## Fluid System Modeling

### Simscape Fluid Domains

Simscape™ Foundation library contains several domains for modeling fluid systems. This table provides a summary of fluid domains, to help you select the appropriate domain for your application.

DomainWorking FluidThermodynamic Effects
Isothermal LiquidLiquid, possibly with a small amount of entrained airNo
Thermal LiquidLiquidYes
Two-Phase FluidPart liquid and part vaporYes
GasGas: perfect, semiperfect, or real (single species)Yes
Moist AirMixture of dry air, water vapor, and trace gas (or of up to three other semiperfect gas species)Yes

Note

The hydraulic domain and Hydraulic block library also let you model fluid systems that do not account for thermodynamic effects and where the working fluid is liquid with a small amount of entrained air. However, MathWorks recommends that you use the Isothermal Liquid library for modeling isothermal hydraulic systems. For more information, see Upgrading Hydraulic Models To Use Isothermal Liquid Blocks.

### Specifying the Working Fluid

The rules that you must follow when building a physical model with Simscape software are described in Basic Principles of Modeling Physical Networks. This section briefly reviews the rules that are specific to fluid system modeling.

When modeling systems that contain fluid elements, it is very important to specify the working fluid correctly:

• If you have isothermal liquid elements in your model, the working fluid is liquid, possibly with a small amount of entrained air.
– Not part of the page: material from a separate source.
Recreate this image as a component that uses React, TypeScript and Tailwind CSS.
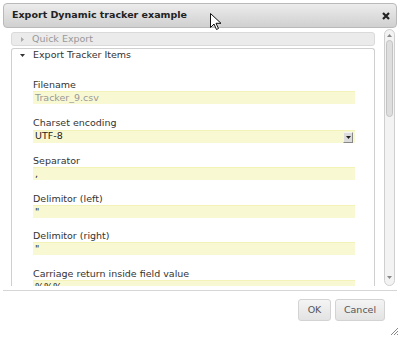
import React from 'react';

const fields: { label: string; value: string; muted?: boolean; select?: boolean }[] = [
  { label: 'Filename', value: 'Tracker_9.csv', muted: true },
  { label: 'Charset encoding', value: 'UTF-8', select: true },
  { label: 'Separator', value: ',' },
  { label: 'Delimitor (left)', value: '"' },
  { label: 'Delimitor (right)', value: '"' },
  { label: 'Carriage return inside field value', value: '%%%' },
];

const Field: React.FC<{ label: string; value: string; muted?: boolean; select?: boolean }> = ({ label, value, muted, select }) => (
  <div className="mb-[12.6px]">
    <div className="h-[12px] leading-[12px] text-[#333]">{label}</div>
    <div
      className={`relative flex items-center w-[322px] h-[13px] bg-[#f8f8d3] border-t border-[#f3f3b8] pl-[2px] ${select ? 'mt-[1px]' : ''} ${muted ? 'text-[#999]' : 'text-[#222]'}`}
    >
      {value}
      {select && (
        <div className="absolute right-[2px] top-[1px] w-[10px] h-[11px] bg-[#dcdcdc] border border-t-[#f4f4f4] border-l-[#f4f4f4] border-r-[#888] border-b-[#888] flex items-center justify-center">
          <svg width="5" height="3" viewBox="0 0 5 3">
            <path d="M0 0h5L2.5 3z" fill="#222" />
          </svg>
        </div>
      )}
    </div>
  </div>
);

const App: React.FC = () => {
  return (
    <div className="w-[400px] h-[337px] bg-white relative overflow-hidden font-['DejaVu_Sans',sans-serif] text-[9.5px]">
      <div className="h-full flex flex-col p-[3px]">
        {/* Title bar */}
        <div className="h-[25px] shrink-0 rounded-[4px] border border-[#b9b9b9] bg-gradient-to-b from-[#ececec] to-[#d0d0d0] flex items-center justify-between pl-[8px] pr-[6px]">
          <span className="font-bold text-[#222]">Export Dynamic tracker example</span>
          <svg width="8" height="8" viewBox="0 0 8 8">
            <path d="M1 1l6 6M7 1L1 7" stroke="#222" strokeWidth="2.2" />
          </svg>
        </div>

        {/* Content + scrollbar */}
        <div className="h-[262px] shrink-0 flex pb-[4px]">
          <div className="flex-1 overflow-hidden pl-[8px] pr-[9px] pt-[4px]">
            <div className="h-[14px] rounded-[3px] border border-[#dadada] bg-[#ebebeb] flex items-center text-[#999]">
              <svg className="ml-[9px] mr-[8px]" width="3" height="5" viewBox="0 0 3 5">
                <path d="M0 0l3 2.5L0 5z" fill="#aaa" />
              </svg>
              Quick Export
            </div>
            <div className="mt-[2px] border border-b-0 border-[#cfcfcf] rounded-t-[3px] h-[400px]">
              <div className="h-[13px] flex items-center text-[#333]">
                <svg className="ml-[8px] mr-[8px]" width="5" height="3" viewBox="0 0 5 3">
                  <path d="M0 0h5L2.5 3z" fill="#333" />
                </svg>
                Export Tracker Items
              </div>
              <div className="pl-[21px] pt-[17px]">
                {fields.map((f) => (
                  <Field key={f.label} {...f} />
                ))}
              </div>
            </div>
          </div>
          {/* Scrollbar */}
          <div className="w-[11px] mr-[2px] mt-[1px] rounded-full border border-[#cfcfcf] bg-[#f3f3f3] flex flex-col items-center">
            <svg className="mt-[4px]" width="5" height="3" viewBox="0 0 5 3">
              <path d="M0 3h5L2.5 0z" fill="#888" />
            </svg>
            <div className="mt-[3px] w-[7px] h-[77px] rounded-full border border-[#c3c3c3] bg-[#dedede]" />
            <div className="flex-1" />
            <svg className="mb-[6px]" width="5" height="3" viewBox="0 0 5 3">
              <path d="M0 0h5L2.5 3z" fill="#888" />
            </svg>
          </div>
        </div>

        {/* Button pane */}
        <div className="flex-1 border-t border-[#d6d6d6] flex justify-end items-start pt-[8px] pr-[12px] gap-[4px]">
          <button className="w-[33px] h-[22px] rounded-[3px] border border-[#d3d3d3] bg-gradient-to-b from-[#f4f4f4] to-[#e3e3e3] text-[#555] leading-none">
            OK
          </button>
          <button className="w-[50px] h-[22px] rounded-[3px] border border-[#d3d3d3] bg-gradient-to-b from-[#f4f4f4] to-[#e3e3e3] text-[#555] leading-none">
            Cancel
          </button>
        </div>
      </div>

      {/* Resize grip */}
      <svg className="absolute right-[2px] bottom-[2px]" width="8" height="8" viewBox="0 0 8 8">
        <path d="M8 1L1 8M8 4L4 8M8 7L7 8" stroke="#888" strokeWidth="1" />
      </svg>

      {/* Mouse cursor */}
      <svg className="absolute left-[210px] top-[13px]" width="12" height="18" viewBox="0 0 12 18">
        <path d="M0.5 0.5v14l3.5-3.5 2.5 5.5 2-1-2.5-5.2h5z" fill="#fff" stroke="#111" strokeWidth="1" strokeLinejoin="round" />
      </svg>
    </div>
  );
};

export default App;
Attach an Isothermal Liquid Properties (IL) block to each topologically distinct circuit to define the working fluid properties. This block lets you specify whether the liquid bulk modulus is constant or pressure-dependent. You can also specify whether the fluid contains entrained air, and, if present, whether its amount is constant or pressure-dependent. The default working fluid is water, with constant bulk modulus and zero entrained air.
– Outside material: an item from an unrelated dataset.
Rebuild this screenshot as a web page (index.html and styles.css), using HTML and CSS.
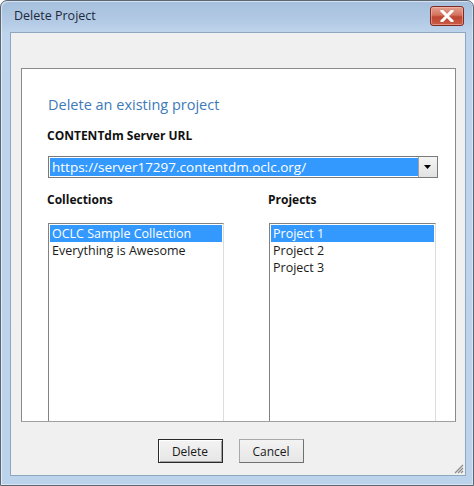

If you have a Simscape Fluids™ license, you can also use the Isothermal Liquid Built-In Properties (IL) block to specify the working fluid in a circuit. This block lets you select from a list of predefined liquids and specify values for various fluid properties, as well as visualize fluid properties in the circuit as a function of pressure.

• Similarly, if you have thermal liquid elements in your model, attach a Thermal Liquid Settings (TL) block to each topologically distinct circuit to define the working fluid properties. The block takes as inputs the necessary fluid properties, each specified as a tabulated function of pressure and temperature.
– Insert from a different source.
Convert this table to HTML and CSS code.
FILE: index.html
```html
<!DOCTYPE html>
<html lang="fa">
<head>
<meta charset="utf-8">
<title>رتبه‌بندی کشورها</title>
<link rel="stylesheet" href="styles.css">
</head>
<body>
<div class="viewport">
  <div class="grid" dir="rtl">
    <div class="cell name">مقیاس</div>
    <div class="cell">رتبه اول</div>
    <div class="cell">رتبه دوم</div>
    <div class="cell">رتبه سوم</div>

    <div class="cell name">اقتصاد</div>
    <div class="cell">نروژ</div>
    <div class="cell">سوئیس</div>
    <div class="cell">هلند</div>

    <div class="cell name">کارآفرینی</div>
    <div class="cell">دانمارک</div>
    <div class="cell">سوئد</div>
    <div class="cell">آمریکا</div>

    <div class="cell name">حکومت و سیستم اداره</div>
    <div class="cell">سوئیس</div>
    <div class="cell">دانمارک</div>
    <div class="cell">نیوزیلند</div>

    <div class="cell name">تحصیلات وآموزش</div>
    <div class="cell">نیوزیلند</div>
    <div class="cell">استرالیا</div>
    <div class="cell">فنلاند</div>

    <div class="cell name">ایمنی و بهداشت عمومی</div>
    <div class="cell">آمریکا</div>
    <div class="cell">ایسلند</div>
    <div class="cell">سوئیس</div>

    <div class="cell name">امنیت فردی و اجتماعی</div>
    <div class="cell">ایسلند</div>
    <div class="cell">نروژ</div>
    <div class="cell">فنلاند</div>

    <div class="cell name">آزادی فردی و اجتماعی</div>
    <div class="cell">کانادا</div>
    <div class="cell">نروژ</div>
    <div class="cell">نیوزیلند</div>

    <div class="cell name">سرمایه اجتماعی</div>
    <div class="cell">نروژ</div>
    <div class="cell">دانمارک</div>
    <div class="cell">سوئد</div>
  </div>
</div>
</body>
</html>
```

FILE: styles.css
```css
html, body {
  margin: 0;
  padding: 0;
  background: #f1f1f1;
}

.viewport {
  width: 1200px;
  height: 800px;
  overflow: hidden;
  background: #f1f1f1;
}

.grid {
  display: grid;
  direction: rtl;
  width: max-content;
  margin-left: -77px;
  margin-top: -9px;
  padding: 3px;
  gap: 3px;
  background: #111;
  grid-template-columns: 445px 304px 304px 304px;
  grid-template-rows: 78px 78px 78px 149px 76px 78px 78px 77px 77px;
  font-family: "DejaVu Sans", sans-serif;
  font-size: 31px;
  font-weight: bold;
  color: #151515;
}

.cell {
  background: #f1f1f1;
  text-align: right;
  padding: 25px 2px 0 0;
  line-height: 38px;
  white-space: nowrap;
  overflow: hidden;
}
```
If you have a Simscape Fluids license, you can also use the Thermal Liquid Properties (TL) block to specify the working fluid in a thermal liquid circuit. This block lets you select the name of the fluid from a list that includes water, seawater, and various mixtures with uses in cooling and deicing.

• If you have two-phase elements in your model, the working fluid is part liquid and part vapor. Attach a Two-Phase Fluid Properties (2P) block to each topologically distinct circuit to specify the working fluid properties. This block lets you define the properties of liquid and vapor separately, each as a tabulated function of pressure and temperature.

• If you have gas elements in your model, default gas properties are for dry air. Attach a Gas Properties (G) block to each topologically distinct circuit to change gas properties.

• If you have moist air elements in your model, default properties correspond to dry air, water vapor, and carbon dioxide (the optional trace gas). Attach a Moist Air Properties (MA) block to each topologically distinct circuit to change the air mixture properties.

• If you have hydraulic blocks in your model, the working fluid used in the hydraulic circuit defines their global parameters, such as fluid density, fluid kinematic viscosity, and fluid bulk modulus, specified as constant values. To specify the working fluid, attach a Custom Hydraulic Fluid block (or a Hydraulic Fluid block, available with Simscape Fluids block libraries) to each topologically distinct hydraulic circuit.

If you omit the fluid properties block in a circuit, the working fluid in that circuit assumes the domain default properties. The default fluid properties for each domain correspond to the default parameter values of the fluid properties block in the respective Foundation library.